Return only the count of lines in which the word "React" appears.

» Entries supplied:
---
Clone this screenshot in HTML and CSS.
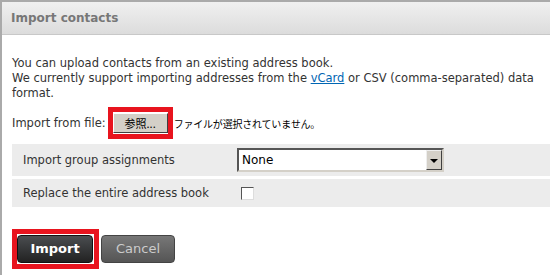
FILE: index.html
```html
<!DOCTYPE html>
<html>
<head>
	<meta charset="utf-8">
	<title>Import contacts</title>
<link rel="stylesheet" href="styles.css">
</head>

<body>

<div id="dlg_import">
<div id="dlg_title">Import contacts</div>

<div id="dlg_body">
<p id="txt_hint">You can upload contacts from an existing address book.</p>
<p id="txt_hint2">We currently support importing addresses from the <a href="#">vCard</a> or CSV (comma-separated) data<br>format.</p>

<div id="row_file">
<span id="lbl_file">Import from file:</span>
<span class="mark"><span id="btn_browse">参照...</span></span>
<span id="txt_nofile">ファイルが選択されていません。</span>
</div>

<table id="tbl_opts">
<tr>
<td class="lbl">Import group assignments</td>
<td>
<div id="sel_groups">
<span class="sel_val">None</span>
<span class="sel_arrow"><i></i></span>
</div>
</td>
</tr>
<tr>
<td class="lbl">Replace the entire address book</td>
<td><span id="chk_replace"></span></td>
</tr>
</table>
</div>

<div id="row_buttons">
<span class="mark mark_btn"><span id="btn_import" class="btn">Import</span></span>
<span id="btn_cancel" class="btn">Cancel</span>
</div>
</div>

</body>
</html>
```

FILE: styles.css
```css
body {
	margin: 0;
	background-color: #fff;
	font-family: "DejaVu Sans", Verdana, sans-serif;
	font-size: 11.5px;
	color: #333;
}

#dlg_import {
	height: 273px;
	border-top: #aaa 2px solid;
	border-left: #aaa 2px solid;
}

#dlg_title {
	height: 32px;
	padding-left: 9px;
	line-height: 32px;

	background: linear-gradient(#f0f0f0, #dcdcdc);
	border-bottom: #c8c8c8 1px solid;

	font-size: 12px;
	font-weight: bold;
	color: #777;
}

#dlg_body {
	padding: 21px 0 0 10px;
}

#txt_hint, #txt_hint2 {
	margin: 0;
	line-height: 15px;
}

#txt_hint2 a {
	color: #0066b3;
}

#row_file {
	display: flex;
	align-items: center;
	height: 34px;
	margin-top: 5px;
}

.mark {
	display: inline-block;
	border: #e8141e 5px solid;
}

#row_file .mark {
	margin-left: 2px;
	padding: 1px 0 1px 0;
}

#btn_browse {
	display: block;
	width: 53px;
	height: 18px;

	background-color: #d4d0c8;
	border: 1px solid;
	border-color: #fff #404040 #404040 #fff;

	font-family: "Noto Sans CJK JP", sans-serif;
	font-size: 11px;
	line-height: 18px;
	text-align: center;
	color: #000;
}

#txt_nofile {
	margin-left: 1px;
	font-family: "Noto Sans CJK JP", sans-serif;
	font-size: 10px;
	letter-spacing: -0.2px;
	color: #000;
}

#tbl_opts {
	width: 100%;
	margin-top: 1px;
	border-collapse: separate;
	border-spacing: 0 3px;
}

#tbl_opts td {
	padding: 0;
	background-color: #ececec;
}

#tbl_opts td.lbl {
	width: 214px;
	padding-left: 11px;
}

#tbl_opts tr:first-child td {
	height: 32px;
}

#tbl_opts tr:last-child td {
	height: 28px;
}

#sel_groups {
	display: flex;
	width: 203px;
	height: 20px;

	background-color: #fff;
	border: 2px solid;
	border-color: #555 #d4d0c8 #d4d0c8 #555;
}

.sel_val {
	flex: 1;
	padding-left: 3px;
	line-height: 20px;
	font-size: 12px;
	color: #000;
}

.sel_arrow {
	display: flex;
	align-items: center;
	justify-content: center;
	width: 14px;

	background-color: #d4d0c8;
	border: 1px solid;
	border-color: #eee #404040 #404040 #eee;
}

.sel_arrow i {
	border-top: #000 4px solid;
	border-left: 4px solid transparent;
	border-right: 4px solid transparent;
	margin-top: 1px;
}

#chk_replace {
	display: block;
	width: 11px;
	height: 11px;
	margin-left: 4px;

	background-color: #fff;
	border: 1px solid;
	border-color: #555 #ddd #ddd #555;
}

#row_buttons {
	display: flex;
	align-items: center;
	gap: 2px;
	margin-top: 19px;
	padding-left: 10px;
}

.mark_btn {
	padding: 1px 1px 1px 0;
}

.btn {
	display: inline-block;
	height: 26px;
	border-radius: 4px;

	font-size: 13px;
	line-height: 26px;
	text-align: center;
}

#btn_import {
	width: 74px;
	background: linear-gradient(#4a4d50, #222);
	border: #111 1px solid;

	font-weight: bold;
	color: #fff;
}

#btn_cancel {
	width: 72px;
	background: linear-gradient(#777, #555);
	border: #444 1px solid;

	color: #ccc;
}
```
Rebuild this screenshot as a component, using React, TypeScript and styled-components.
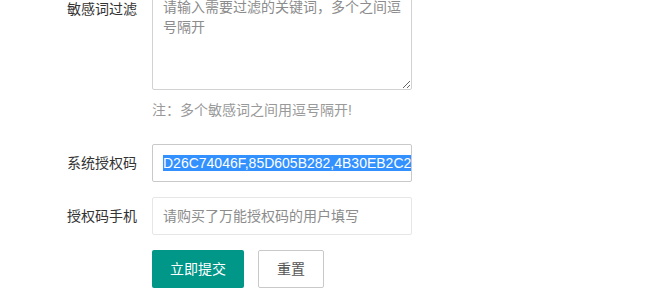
import React, { useEffect, useRef } from "react";
import styled, { createGlobalStyle } from "styled-components";

const Global = createGlobalStyle`
  html, body { margin: 0; padding: 0; background: #fff; overflow: hidden; }
  body {
    font-family: "Liberation Sans", "Noto Sans CJK SC", sans-serif;
    font-size: 14px;
    color: #333;
  }
`;

const Form = styled.form`
  margin-top: -10px;
  padding-left: 42px;
  display: flex;
  flex-direction: column;
`;

const Item = styled.div<{ $mb?: number }>`
  display: grid;
  grid-template-columns: 110px 260px;
  margin-bottom: ${(p) => (p.$mb ?? 15)}px;
`;

const Label = styled.label`
  box-sizing: border-box;
  padding: 9px 15px;
  line-height: 20px;
  text-align: right;
  color: #333;
  white-space: nowrap;
`;

const TextArea = styled.textarea`
  box-sizing: border-box;
  width: 260px;
  height: 100px;
  padding: 6px 10px;
  line-height: 20px;
  border: 1px solid #d2d2d2;
  border-radius: 2px;
  font-family: inherit;
  font-size: 14px;
  color: #333;
  outline: none;
  display: block;
  &::placeholder { color: #8c8c8c; }
`;

const Help = styled.div`
  grid-column: 2;
  padding: 10px 0 9px;
  line-height: 20px;
  color: #999;
  white-space: nowrap;
`;

const Input = styled.input<{ $active?: boolean }>`
  box-sizing: border-box;
  width: 260px;
  height: 38px;
  padding: 0 0 0 10px;
  border: 1px solid ${(p) => (p.$active ? "#c9c9c9" : "#e6e6e6")};
  border-radius: 2px;
  font-family: inherit;
  font-size: 14px;
  color: #333;
  outline: none;
  background: #fff;
  &::placeholder { color: #8c8c8c; }
  &::selection { background: #3390ff; color: #fff; }
`;

const Buttons = styled.div`
  grid-column: 2;
  display: flex;
  gap: 14px;
`;

const Button = styled.button<{ $primary?: boolean }>`
  box-sizing: border-box;
  height: 38px;
  padding: 0 18px;
  border-radius: 2px;
  font-family: inherit;
  font-size: 14px;
  line-height: 36px;
  cursor: pointer;
  border: ${(p) => (p.$primary ? "none" : "1px solid #c9c9c9")};
  background: ${(p) => (p.$primary ? "#009688" : "#fff")};
  color: ${(p) => (p.$primary ? "#fff" : "#555")};
`;

const CODE = "D26C74046F,85D605B282,4B30EB2C2A,9F1E6C3D70";

export default function App() {
  const ref = useRef<HTMLInputElement>(null);
  useEffect(() => {
    const el = ref.current;
    if (el) {
      el.focus();
      el.setSelectionRange(0, el.value.length, "backward");
      el.scrollLeft = 0;
    }
  }, []);
  return (
    <>
      <Global />
      <Form onSubmit={(e) => e.preventDefault()}>
        <Item $mb={0}>
          <Label>敏感词过滤</Label>
          <TextArea placeholder="请输入需要过滤的关键词，多个之间逗号隔开" />
        </Item>
        <Item>
          <Help>注：多个敏感词之间用逗号隔开!</Help>
        </Item>
        <Item>
          <Label>系统授权码</Label>
          <Input ref={ref} $active defaultValue={CODE} />
        </Item>
        <Item>
          <Label>授权码手机</Label>
          <Input placeholder="请购买了万能授权码的用户填写" />
        </Item>
        <Item>
          <Buttons>
            <Button $primary type="submit">立即提交</Button>
            <Button type="reset">重置</Button>
          </Buttons>
        </Item>
      </Form>
    </>
  );
}
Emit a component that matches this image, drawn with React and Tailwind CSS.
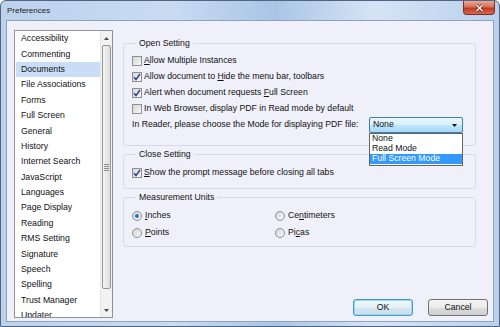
---
» Solution below:
3